The prime minister is already reported to have been sent a £1,000 repair bill by the Chequers trustees after the couple’s terrier Dilyn chewed antique furniture and a book and made a mess on the floor.
Another option for the reception could be 10 Downing Street, which has large rooms which are used for entertaining and a large garden that stretches across Nos 10, 11 and 12.
But the controversy over who initially paid for the expensive makeover of the Downing Street flat may have deterred Mr Johnson from more scrutiny about No 10 funding.
For Mr Johnson, the wedding will be his third and for Ms Symonds, her first. He married Allegra Mostyn-Owen in 1987, but they divorced in 1993, the year he married barrister Marina Wheeler.
They had four children, but separated in 2018 and divorced in 2020, shortly before it was revealed that the prime minister had become engaged to Ms Symonds.
Mr Johnson has always been coy about his private life, but Ms Symonds revealed their engagement, as well as her pregnancy, in a post on Instagram last year.
“I wouldn’t normally post this kind of thing on here but I wanted my friends to find out from me,” she wrote.
“Many of you already know, but for my friends that still don’t, we got engaged at the end of last year… and we’ve got a baby hatching early summer. Feel incredibly blessed.”

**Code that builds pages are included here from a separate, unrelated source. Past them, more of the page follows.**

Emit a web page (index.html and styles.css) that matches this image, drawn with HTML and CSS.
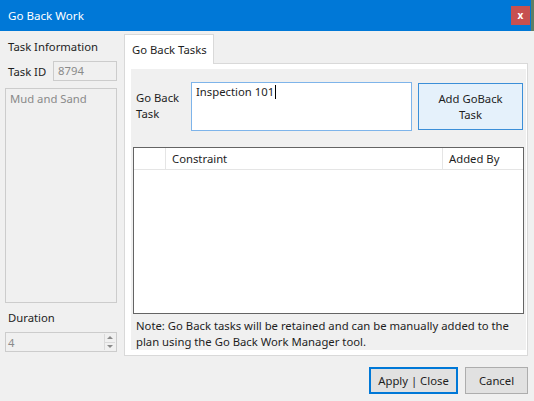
FILE: index.html
```html
<!DOCTYPE html>
<html lang="en">
<head>
    <meta charset="UTF-8">
    <title>Go Back Work</title>
    <link rel="stylesheet" href="styles.css">
</head>
<body>
    <div class="window">
        <div class="titlebar">
            <span class="title">Go Back Work</span>
            <span class="close">x</span>
            <span class="edge"></span>
        </div>

        <div class="main">
            <div class="task-info">
                <div class="label">Task Information</div>
                <div class="id-row">
                    <span class="id-label">Task ID</span>
                    <div class="field disabled id-field">8794</div>
                </div>
                <div class="field disabled desc">Mud and Sand</div>
                <div class="label dur-label">Duration</div>
                <div class="field disabled spinner">
                    <span>4</span>
                    <div class="spin-btns">
                        <span class="up"></span>
                        <span class="down"></span>
                    </div>
                </div>
            </div>

            <div class="tabs">
                <div class="tab">Go Back Tasks</div>
                <div class="tab-page">
                    <div class="tab-inner">
                        <div class="add-row">
                            <div class="gb-label">Go Back<br>Task</div>
                            <div class="gb-input">Inspection 101<span class="caret"></span></div>
                            <button class="btn add-btn">Add GoBack<br>Task</button>
                        </div>
                        <div class="grid">
                            <div class="grid-head">
                                <div class="col col-sel"></div>
                                <div class="col col-con">Constraint</div>
                                <div class="col col-by">Added By</div>
                            </div>
                        </div>
                        <p class="note">Note: Go Back tasks will be retained and can be manually added to the plan using the Go Back Work Manager tool.</p>
                    </div>
                </div>
            </div>
        </div>

        <div class="footer">
            <button class="btn apply">Apply | Close</button>
            <button class="btn cancel">Cancel</button>
        </div>
    </div>
</body>
</html>
```

FILE: styles.css
```css
* { box-sizing: border-box; }
body { margin: 0; background: #f0f0f0; font-family: "Noto Sans", "Open Sans", sans-serif; font-size: 11.3px; color: #1e1e1e; }
.window { width: 534px; height: 401px; background: #f0f0f0; }

.titlebar { height: 31px; background: #0078d7; color: #fff; display: flex; align-items: center; padding-left: 8px; font-size: 11.6px; }
.title { flex: 1; }
.close { width: 19px; height: 19px; background: #c75050; color: #fff; font-weight: bold; font-size: 10px; display: flex; align-items: center; justify-content: center; line-height: 1; padding-bottom: 2px; margin-right: 1px; }
.edge { align-self: stretch; width: 3px; background: #5f7f66; }

.main { display: flex; padding-left: 5px; }
.task-info { width: 112px; }
.label { line-height: 16px; padding-left: 3px; margin-top: 8px; }
.field { border: 1px solid #cccccc; background: #f0f0f0; }
.disabled { color: #8a8a8a; }
.id-row { display: flex; align-items: center; margin-top: 6px; height: 20px; }
.id-label { width: 48px; padding-left: 3px; }
.id-field { flex: 1; height: 20px; line-height: 18px; padding-left: 4px; }
.desc { height: 215px; margin-top: 7px; padding: 2px 4px; line-height: 16px; }
.dur-label { margin-top: 7px; }
.spinner { height: 20px; margin-top: 6px; display: flex; justify-content: space-between; align-items: center; padding-left: 2px; }
.spin-btns { width: 11px; height: 16px; margin-right: 1px; display: flex; flex-direction: column; border-left: 1px solid #dadada; }
.spin-btns span { flex: 1; display: flex; align-items: center; justify-content: center; }
.spin-btns span::before { content: ""; border-left: 3px solid transparent; border-right: 3px solid transparent; }
.up::before { border-bottom: 3px solid #8a8a8a; }
.down::before { border-top: 3px solid #8a8a8a; }
.down { border-top: 1px solid #dadada; }

.tabs { width: 404px; margin-left: 7px; margin-top: 3px; }
.tab { width: 90px; height: 30px; margin-bottom: -1px; position: relative; background: #fff; border: 1px solid #d9d9d9; border-bottom: none; padding: 7px 0 0 7px; }
.tab-page { height: 293px; background: #fff; border: 1px solid #d9d9d9; padding: 5px 1px 5px 6px; }
.tab-inner { height: 100%; background: #f0f0f0; padding-top: 13px; }

.add-row { display: flex; align-items: flex-start; }
.gb-label { width: 60px; padding-left: 5px; line-height: 16px; margin-top: 8px; }
.gb-input { width: 221px; height: 49px; background: #fff; border: 1px solid #7eb4ea; padding: 1px 4px; line-height: 16px; }
.caret { display: inline-block; width: 1px; height: 14px; background: #000; vertical-align: -3px; margin-left: 1px; }

.btn { font: inherit; color: #1e1e1e; background: #e1e1e1; border: 1px solid #adadad; padding: 0; line-height: 16px; }
.add-btn { width: 105px; height: 47px; margin: 1px 0 0 6px; background: #e5f1fb; border-color: #3c8fd8; }

.grid { height: 167px; margin: 16px 2px 0 2px; background: #fff; border: 1px solid #646464; }
.grid-head { display: flex; height: 22px; border-bottom: 1px solid #e5e5e5; }
.col { line-height: 21px; padding-left: 6px; }
.col-sel { width: 32px; border-right: 1px solid #e5e5e5; }
.col-con { flex: 1; border-right: 1px solid #e5e5e5; }
.col-by { width: 80px; }

.note { margin: 4px 0 0 5px; line-height: 16px; }

.footer { display: flex; justify-content: flex-end; gap: 7px; margin-top: 11px; padding-right: 6px; }
.apply { width: 89px; height: 27px; border: 2px solid #0078d7; }
.cancel { width: 63px; height: 27px; }
```
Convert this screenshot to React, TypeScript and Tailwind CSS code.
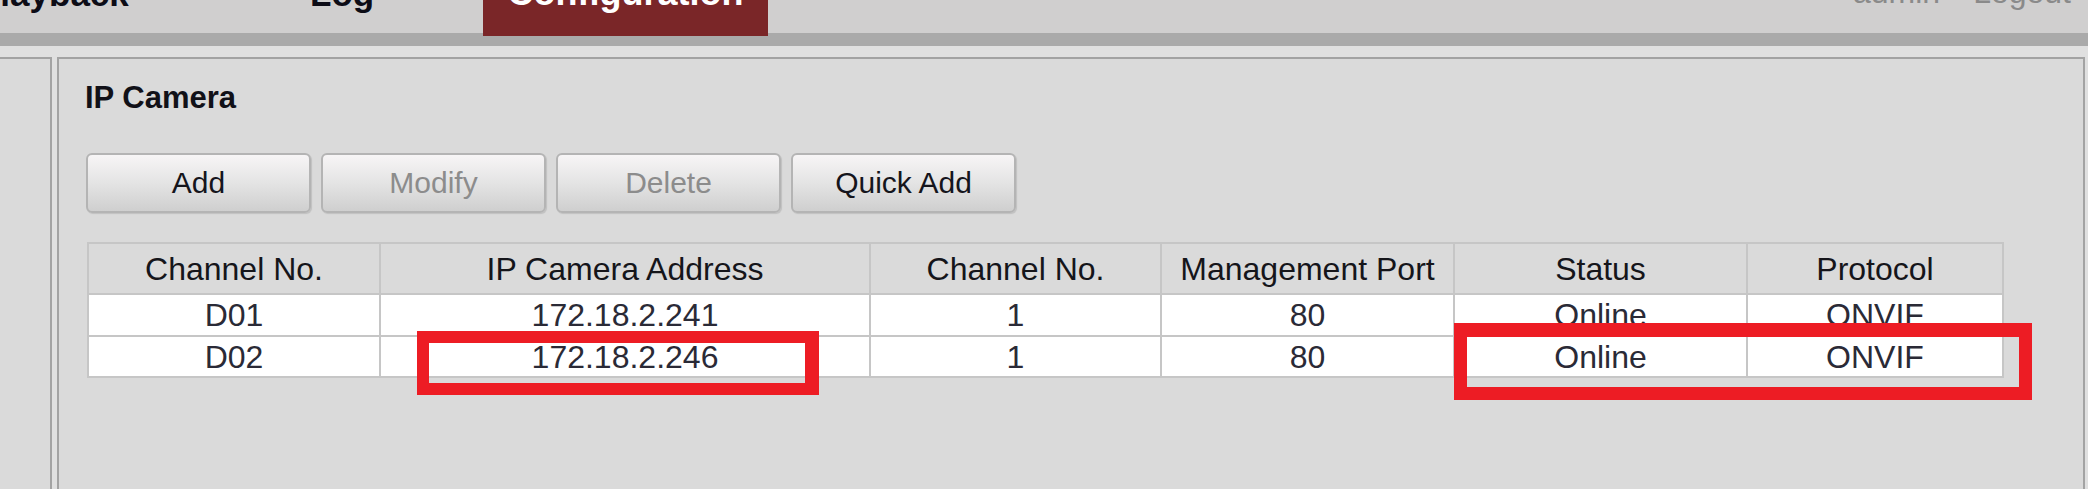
import React from "react";

const cols = ["w-[292px]", "w-[490px]", "w-[291px]", "w-[293px]", "w-[293px]", "w-[256px]"];
const headers = ["Channel No.", "IP Camera Address", "Channel No.", "Management Port", "Status", "Protocol"];
const rows = [
  ["D01", "172.18.2.241", "1", "80", "Online", "ONVIF"],
  ["D02", "172.18.2.246", "1", "80", "Online", "ONVIF"],
];

function Btn({ label, disabled }: { label: string; disabled?: boolean }) {
  return (
    <div
      className={
        "flex h-[60px] w-[225px] items-center justify-center rounded-[6px] border-2 border-[#b4b4b4] bg-[linear-gradient(to_bottom,#f7f5f6,#e4e4e4_50%,#cfcfcf)] text-[30px] leading-none shadow-[1px_1px_1px_rgba(0,0,0,0.12)] " +
        (disabled ? "text-[#8c8c8c]" : "text-[#15151c]")
      }
    >
      {label}
    </div>
  );
}

export default function App() {
  return (
    <div className="relative flex h-[489px] w-[2088px] flex-col overflow-hidden bg-[#e0e0e0] font-['Liberation_Sans',Arial,sans-serif]">
      {/* top navigation */}
      <div className="flex h-[33px] shrink-0 bg-[#d0cfcf]">
        <div className="w-[310px] shrink-0">
          <span className="-ml-[23px] -mt-[24px] block whitespace-nowrap text-[35px] font-bold leading-none text-[#0c0c16]">
            Playback
          </span>
        </div>
        <div className="w-[173px] shrink-0">
          <span className="-mt-[24px] block whitespace-nowrap text-[35px] font-bold leading-none text-[#0c0c16]">Log</span>
        </div>
        <div className="relative z-10 flex h-[36px] w-[285px] shrink-0 justify-center bg-[#7a2628]">
          <span className="-mt-[25px] block whitespace-nowrap text-[36px] font-bold leading-none text-white">
            Configuration
          </span>
        </div>
        <div className="flex flex-1 justify-end gap-[33px] pr-[17px]">
          <span className="-mt-[24px] block text-[32px] leading-none text-[#8a8a8a]">admin</span>
          <span className="-mt-[24px] block text-[32px] leading-none text-[#8a8a8a]">Logout</span>
        </div>
      </div>
      <div className="h-[13px] shrink-0 bg-[#aaaaaa]" />
      <div className="h-[11px] shrink-0 bg-[#e0e0e0]" />

      {/* main */}
      <div className="flex min-h-0 flex-1">
        <div className="w-[52px] shrink-0 border-r-2 border-t-2 border-[#a3a3a3] bg-[#dadada]" />
        <div className="w-[5px] shrink-0" />
        <div className="w-[2028px] shrink-0 border-x-2 border-t-2 border-[#a3a3a3] bg-[#dadada] pl-[26px] pt-[21px]">
          <div className="text-[31px] font-bold leading-[36px] text-[#111118]">IP Camera</div>

          <div className="ml-[1px] mt-[37px] flex gap-[10px]">
            <Btn label="Add" />
            <Btn label="Modify" disabled />
            <Btn label="Delete" disabled />
            <Btn label="Quick Add" />
          </div>

          <div className="ml-[2px] mt-[29px] w-fit border-l-2 border-t-2 border-[#c6c6c6]">
            <div className="flex">
              {headers.map((h, i) => (
                <div
                  key={i}
                  className={
                    cols[i] +
                    " flex h-[51px] shrink-0 items-center justify-center border-b-2 border-r-2 border-[#c6c6c6] bg-[#dadada] text-[32px] leading-none text-[#15151a]"
                  }
                >
                  {h}
                </div>
              ))}
            </div>
            {rows.map((r, ri) => (
              <div key={ri} className="flex">
                {r.map((c, i) => (
                  <div
                    key={i}
                    className={
                      cols[i] +
                      " flex shrink-0 items-center justify-center border-b-2 border-r-2 border-[#c6c6c6] bg-white text-[32px] leading-none text-[#2a2a36] " +
                      (ri === 0 ? "h-[42px]" : "h-[41px]")
                    }
                  >
                    {c}
                  </div>
                ))}
              </div>
            ))}
          </div>
        </div>
      </div>

      {/* red annotation boxes */}
      <div className="absolute left-[417px] top-[331px] h-[64px] w-[402px] border-[12px] border-r-[14px] border-[#ed1c24]" />
      <div className="absolute left-[1454px] top-[323px] h-[77px] w-[578px] border-[13px] border-t-[14px] border-[#ed1c24]" />
    </div>
  );
}
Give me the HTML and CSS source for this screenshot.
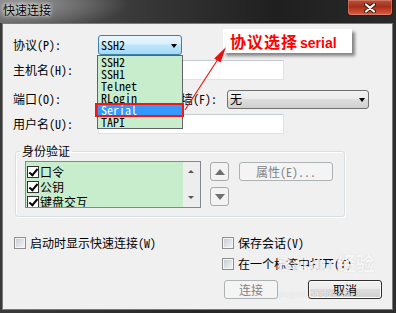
FILE: index.html
```html
<!DOCTYPE html>
<html>
<head>
<meta charset="utf-8">
<link rel="stylesheet" href="styles.css">
</head>
<body>
<div class="window">
  <div class="titlebar">
    <span class="title">快速连接</span>
    <span class="close"><svg width="12" height="10" viewBox="0 0 12 10"><path d="M2 1.5 L10 8.5 M10 1.5 L2 8.5" stroke="#3a1208" stroke-width="4" stroke-linecap="round"/><path d="M2 1.5 L10 8.5 M10 1.5 L2 8.5" stroke="#fff" stroke-width="2.2" stroke-linecap="round"/></svg></span>
  </div>
  <div class="client">
    <div class="row r1">
      <span class="lbl">协议(P):</span>
      <div class="combo active"><span>SSH2</span><i class="caret"></i>
        <ul class="droplist">
          <li>SSH2</li><li>SSH1</li><li>Telnet</li><li>RLogin</li><li class="sel">Serial</li><li>TAPI</li>
        </ul>
      </div>
    </div>
    <div class="row r2"><span class="lbl">主机名(H):</span><div class="input w-host"></div></div>
    <div class="row r3"><span class="lbl">端口(O):</span><div class="input w-port"></div><span class="lbl2">防火墙(F):</span><div class="combo plain"><span>无</span><i class="caret"></i></div></div>
    <div class="row r4"><span class="lbl">用户名(U):</span><div class="input w-host"></div></div>
    <fieldset class="group">
      <legend>身份验证</legend>
      <div class="auth">
        <div class="listbox">
          <ul class="checks">
            <li><span class="cb"></span>口令</li>
            <li><span class="cb"></span>公钥</li>
            <li><span class="cb"></span>键盘交互</li>
          </ul>
          <div class="vscroll"><i class="sup"></i><i class="sdown"></i></div>
        </div>
        <div class="movers">
          <span class="mv"><i class="tri-up"></i></span>
          <span class="mv"><i class="tri-down"></i></span>
        </div>
        <span class="btn disabled prop">属性(E)...</span>
      </div>
    </fieldset>
    <div class="options">
      <div class="col-left">
        <span class="chk"><span class="box"></span>启动时显示快速连接(W)</span>
      </div>
      <div class="col-right">
        <span class="chk"><span class="box"></span>保存会话(V)</span>
        <span class="chk"><span class="box"></span>在一个标签中打开(T)</span>
      </div>
    </div>
    <div class="buttons">
      <span class="btn disabled w-connect">连接</span>
      <span class="btn default w-cancel">取消</span>
    </div>
  </div>
  <div class="watermark"><span class="wm-big">Bai<b>du</b>经验</span><span class="wm-small">jingyan.baidu.com</span></div>
  <div class="callout">协议选择<span>serial</span></div>
  <svg class="pointer" width="396" height="313" viewBox="0 0 396 313">
    <line x1="185" y1="110" x2="220" y2="56" stroke="#e81010" stroke-width="1.1"/>
    <polygon points="226,47 220.6,62.6 214.2,58.4" fill="#e81010"/>
  </svg>
</div>
</body>
</html>
```

FILE: styles.css
```css
* { box-sizing: border-box; }
html, body { margin: 0; padding: 0; }
body {
  width: 396px;
  height: 313px;
  overflow: hidden;
  background: #222;
  font: 12px/14px "Noto Sans Mono CJK SC", "Noto Sans CJK SC", sans-serif;
  color: #000;
}
.window {
  position: relative;
  width: 396px;
  height: 313px;
  display: flex;
  flex-direction: column;
  background: linear-gradient(to right, #3a3a3a, #262626 50%, #2e2e2e);
}
.titlebar {
  height: 23px;
  flex: none;
  display: flex;
  justify-content: space-between;
  align-items: flex-start;
  background:
    radial-gradient(ellipse 110px 26px at 18px 4px, rgba(160,160,160,.9), rgba(140,140,140,0)),
    linear-gradient(to right, #5e5e5e, #383838 35%, #1f1f1f 70%, #2a2a2a);
}
.title {
  margin: 3px 0 0 3px;
  line-height: 14px;
  text-shadow: 0 0 5px #fff, 0 0 3px #eee;
}
.close {
  width: 46px;
  height: 16px;
  margin-right: 3px;
  border: 1px solid #3d130a;
  border-top: 0;
  border-radius: 0 0 4px 4px;
  display: flex;
  align-items: center;
  justify-content: center;
  background: linear-gradient(#b9533d, #a0301c 45%, #b8361c 55%, #d46246);
  box-shadow: inset 0 0 0 1px rgba(255,190,170,.35);
}
.client {
  flex: none;
  margin: 0 3px 3px 2px;
  height: 287px;
  border: 1px solid #7a7a7a;
  background: #f0f0f0;
  padding: 11px 0 0 10px;
}
.row { display: flex; align-items: center; height: 20px; }
.r2 { margin-top: 5px; }
.r3 { margin-top: 9px; }
.r4 { margin-top: 5px; }
.lbl { width: 85px; flex: none; }
.lbl2 { width: 70px; flex: none; margin-left: 7px; }
.input {
  height: 20px;
  background: #fff;
  border: 1px solid #dde2e8;
  border-top-color: #c6ccd4;
}
.w-host { width: 186px; }
.w-port { width: 52px; }
.combo {
  position: relative;
  height: 20px;
  border-radius: 3px;
  display: flex;
  align-items: center;
  padding-left: 2px;
}
.combo.active {
  width: 84px;
  border: 1px solid #3c7fb1;
  background: linear-gradient(#eaf6fd, #d9f0fc 45%, #bee6fd 50%, #a7d9f5);
}
.combo.plain {
  width: 142px;
  height: 19px;
  border: 1px solid #707070;
  background: linear-gradient(#f2f2f2, #ebebeb 45%, #dddddd 50%, #cfcfcf);
}
.caret {
  position: absolute;
  right: 4px;
  top: 8px;
  width: 0;
  height: 0;
  border-left: 3.5px solid transparent;
  border-right: 3.5px solid transparent;
  border-top: 4px solid #000;
}
.combo.plain .caret { top: 7px; right: 3px; }
.droplist {
  position: absolute;
  left: -2px;
  top: 19px;
  width: 86px;
  margin: 0;
  padding: 0;
  list-style: none;
  border: 1px solid #646464;
  background: #c7edcc;
  z-index: 2;
}
.droplist li {
  position: relative;
  height: 12px;
  line-height: 12px;
  padding-left: 3px;
}
.droplist li.sel { background: #3399ff; color: #fff; }
.droplist li.sel::after {
  content: "";
  position: absolute;
  left: -3px;
  right: -2px;
  top: -1px;
  bottom: -1px;
  border: 2px solid #f01818;
}
.group {
  margin: 10px 0 0 2px;
  width: 330px;
  min-inline-size: 0;
  padding: 3px 8px 8px 4px;
  border: 1px solid #d5dfe5;
  border-radius: 3px;
  box-shadow: inset 1px 1px 0 #fff, 1px 1px 0 #fff;
}
.group legend { padding: 0 2px; line-height: 14px; }
.auth { display: flex; align-items: flex-start; margin-left: 5px; }
.listbox {
  width: 176px;
  height: 47px;
  flex: none;
  display: flex;
  overflow: hidden;
  border: 1px solid #828790;
  background: #c7edcc;
}
.checks { flex: 1; margin: 0; padding: 2px 0 0 1px; list-style: none; }
.checks li { height: 15px; display: flex; align-items: center; gap: 1px; }
.cb {
  position: relative;
  width: 12px;
  height: 12px;
  flex: none;
  background: #fff;
  border: 1px solid #333;
}
.cb::after {
  content: "";
  position: absolute;
  left: 3px;
  top: 0px;
  width: 3px;
  height: 7px;
  border: solid #000;
  border-width: 0 2px 2px 0;
  transform: rotate(40deg);
}
.vscroll {
  width: 17px;
  flex: none;
  position: relative;
  background: #ededed;
}
.sup, .sdown {
  position: absolute;
  left: 5px;
  width: 0; height: 0;
  border-left: 3px solid transparent;
  border-right: 3px solid transparent;
}
.sup { top: 8px; border-bottom: 3px solid #555; }
.sdown { bottom: 8px; border-top: 3px solid #555; }
.movers { display: flex; flex-direction: column; gap: 6px; margin: 1px 0 0 9px; }
.mv {
  width: 19px;
  height: 19px;
  border: 1px solid #a9a9a9;
  border-radius: 3px;
  background: #f3f3f3;
  display: flex;
  align-items: center;
  justify-content: center;
}
.tri-up, .tri-down {
  width: 0; height: 0;
  border-left: 5.5px solid transparent;
  border-right: 5.5px solid transparent;
}
.tri-up { border-bottom: 6px solid #707070; }
.tri-down { border-top: 6px solid #707070; }
.btn {
  display: flex;
  align-items: center;
  justify-content: center;
  height: 19px;
  border: 1px solid #707070;
  border-radius: 3px;
  background: linear-gradient(#f2f2f2, #ebebeb 45%, #dddddd 50%, #cfcfcf);
}
.btn.disabled { border-color: #adb2b5; background: #f4f4f4; color: #838383; }
.prop { width: 94px; margin: 1px 0 0 10px; }
.options { display: flex; margin-top: 19px; padding-left: 1px; }
.col-left { width: 208px; flex: none; }
.col-right { display: flex; flex-direction: column; gap: 8px; }
.chk { display: flex; align-items: center; height: 13px; gap: 4px; }
.box {
  width: 12px;
  height: 12px;
  flex: none;
  border: 1px solid #8f8f8f;
  background: linear-gradient(135deg, #c4c9cf, #f7f7f7);
  box-shadow: inset 0 0 0 1px #f4f4f4;
}
.buttons { display: flex; justify-content: flex-end; gap: 30px; margin-top: 10px; padding-right: 10px; }
.w-connect { width: 54px; }
.w-cancel { width: 74px; border-color: #2f2f2f; box-shadow: inset 0 0 0 1px #fff; }
.callout {
  position: absolute;
  left: 223px;
  top: 29px;
  width: 129px;
  height: 24px;
  padding-left: 7px;
  background: #fff;
  box-shadow: 3px 3px 3px rgba(0,0,0,.45);
  color: #f00;
  font: bold 16px/24px "Noto Sans CJK SC", sans-serif;
  letter-spacing: 1px;
}
.callout span { font: bold 14px/24px "Liberation Sans", sans-serif; letter-spacing: 0; margin-left: 2px; }
.pointer { position: absolute; left: 0; top: 0; pointer-events: none; }
.watermark {
  position: absolute;
  left: 278px;
  top: 254px;
  display: flex;
  flex-direction: column;
  align-items: flex-start;
  color: rgba(255,255,255,.85);
  text-shadow: 0 0 1px rgba(0,0,0,.18);
  pointer-events: none;
}
.wm-big { font: bold 19px/22px "Liberation Sans", "Noto Sans CJK SC", sans-serif; }
.wm-big b { margin: 0 4px 0 2px; }
.wm-small { font: 9px/11px "Liberation Sans", sans-serif; margin-top: 13px; }
```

Mr Johnson will not be the first prime minister to marry in office. Lord Liverpool married Mary Chester in 1822. But Mr Johnson and Ms Symonds are the first unmarried couple to live at No 10.
As well as who is on the wedding guest list, speculation has also turned to who will be Mr Johnson’s best man. Tory insiders have ruled out former PM David Cameron, with whom he has fallen out, and Michael Gove, regarded by Mr Johnson’s allies as a dangerous rival who covets his job.